The main AI readiness factors identified in this report are:
1) Availability of open data
The Kingdom of Saudi Arabia set up an Open Data Platform [3] providing datasets to the
public to enhance access to information, collaboration, and innovation. The major areas of
dataset availability in this open data platform are Health, Agriculture and Fishing, Education
and Training, Social Services, and Transport and Communications. The transportation system in
the major cities enables advanced use cases such as tracking vehicles with excessive speed to
guarantee pedestrian safety, providing the best driving routes to reduce the number of traffic
jams, and reducing the mortality rate caused by collision.
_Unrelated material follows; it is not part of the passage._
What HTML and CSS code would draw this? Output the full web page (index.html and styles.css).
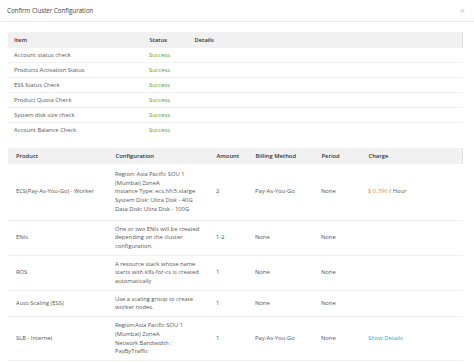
FILE: index.html
```html
<!DOCTYPE html>
<html lang="en">
  <head>
    <meta charset="UTF-8" />
    <title>Confirm Cluster Configuration</title>
    <link rel="stylesheet" href="styles.css">
  </head>
  <body>
    <div class="dialog">
      <div class="dialog-head">
        <span class="title">Confirm Cluster Configuration</span>
        <span class="close">&times;</span>
      </div>
      <div class="dialog-body">
        <table class="check-table">
          <colgroup>
            <col class="c-item">
            <col class="c-status">
            <col>
          </colgroup>
          <thead>
            <tr><th>Item</th><th>Status</th><th>Details</th></tr>
          </thead>
          <tbody>
            <tr><td>Account status check</td><td class="ok">Success</td><td></td></tr>
            <tr><td>Products Activation Status</td><td class="ok">Success</td><td></td></tr>
            <tr><td>ESS Status Check</td><td class="ok">Success</td><td></td></tr>
            <tr><td>Product Quota Check</td><td class="ok">Success</td><td></td></tr>
            <tr><td>System disk size check</td><td class="ok">Success</td><td></td></tr>
            <tr><td>Account Balance Check</td><td class="ok">Success</td><td></td></tr>
          </tbody>
        </table>

        <table class="bill-table">
          <colgroup>
            <col class="c-product">
            <col class="c-config">
            <col class="c-amount">
            <col class="c-billing">
            <col class="c-period">
            <col>
          </colgroup>
          <thead>
            <tr>
              <th>Product</th>
              <th>Configuration</th>
              <th>Amount</th>
              <th>Billing Method</th>
              <th>Period</th>
              <th>Charge</th>
            </tr>
          </thead>
          <tbody>
            <tr class="tall">
              <td>ECS(Pay-As-You-Go) - Worker</td>
              <td>Region: Asia Pacific SOU 1<br>(Mumbai) ZoneA<br>Instance Type: ecs.hfc5.xlarge<br>System Disk: Ultra Disk - 40G<br>Data Disk: Ultra Disk - 100G</td>
              <td>2</td>
              <td>Pay-As-You-Go</td>
              <td>None</td>
              <td><span class="price">$ 0.396</span> / Hour</td>
            </tr>
            <tr>
              <td>ENIs</td>
              <td>One or two ENIs will be created depending on the cluster configuration.</td>
              <td>1-2</td>
              <td>None</td>
              <td>None</td>
              <td></td>
            </tr>
            <tr>
              <td>ROS</td>
              <td>A resource stack whose name starts with k8s-for-cs is created automatically</td>
              <td>1</td>
              <td>None</td>
              <td>None</td>
              <td></td>
            </tr>
            <tr>
              <td>Auto Scaling (ESS)</td>
              <td>Use a scaling group to create worker nodes.</td>
              <td>1</td>
              <td>None</td>
              <td>None</td>
              <td></td>
            </tr>
            <tr>
              <td>SLB - Internet</td>
              <td>Region:Asia Pacific SOU 1<br>(Mumbai) ZoneA<br>Network Bandwidth :<br>PayByTraffic</td>
              <td>1</td>
              <td>Pay-As-You-Go</td>
              <td>None</td>
              <td><a class="link" href="#">Show Details</a></td>
            </tr>
          </tbody>
        </table>
      </div>
    </div>
  </body>
</html>
```

FILE: styles.css
```css
body {
  margin: 0;
  background: #fff;
  font-family: "Open Sans", "Noto Sans", sans-serif;
  color: #555;
}

.dialog {
  width: 474px;
  height: 363px;
  overflow: hidden;
}

.dialog-head {
  display: flex;
  align-items: center;
  justify-content: space-between;
  height: 22px;
  padding: 0 9px 0 7px;
  border-bottom: 1px solid #ececec;
  box-sizing: border-box;
}
.title {
  font-size: 6.2px;
  color: #444;
}
.close {
  font-size: 9px;
  color: #c4c4c4;
  line-height: 1;
}

.dialog-body {
  padding: 10px 11px 0 8px;
}

table {
  width: 100%;
  border-collapse: collapse;
  table-layout: fixed;
  font-size: 5.8px;
}
th {
  text-align: left;
  font-weight: 600;
  color: #333;
  background: #f1f1f1;
  height: 16px;
  padding: 0 6px;
  border-right: 1px solid transparent;
}
th:last-child {
  border-right: 1px solid #e2e2e2;
}
td {
  padding: 0 6px;
  vertical-align: middle;
  border-bottom: 1px solid #f0f0f0;
}

.check-table td {
  height: 14px;
}
.check-table tr:last-child td {
  border-bottom: none;
}
.c-item { width: 135px; }
.c-status { width: 45px; }
.ok { color: #3f9f2f; }

.bill-table {
  margin-top: 11px;
}
.bill-table th,
.bill-table td {
  padding-left: 8px;
  padding-right: 7px;
}
.bill-table td {
  line-height: 8.7px;
  padding-top: 4px;
  padding-bottom: 4px;
}
.bill-table tr.tall td {
  padding-top: 6px;
  padding-bottom: 6px;
}
.c-product { width: 99px; }
.c-config { width: 101px; }
.c-amount { width: 39px; }
.c-billing { width: 66px; }
.c-period { width: 47px; }

.price { color: #f08a2c; }
.link {
  color: #2fa3d8;
  text-decoration: none;
}
```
These use cases utilize diverse data
such as imagery data collected by Closed circuit television (CCTV), a detailed map of the city,
traffic signal information, and vehicle Global Positioning System (GPS) details. This is a prime
example of the collection and hosting of open data and enabling analytics for traffic safety [28]
[19][44].
Open data enables private entrepreneurs, startups, and industries to develop applications or
design algorithms to achieve Sustainable Development Goals (SDGs) such as safe transportation.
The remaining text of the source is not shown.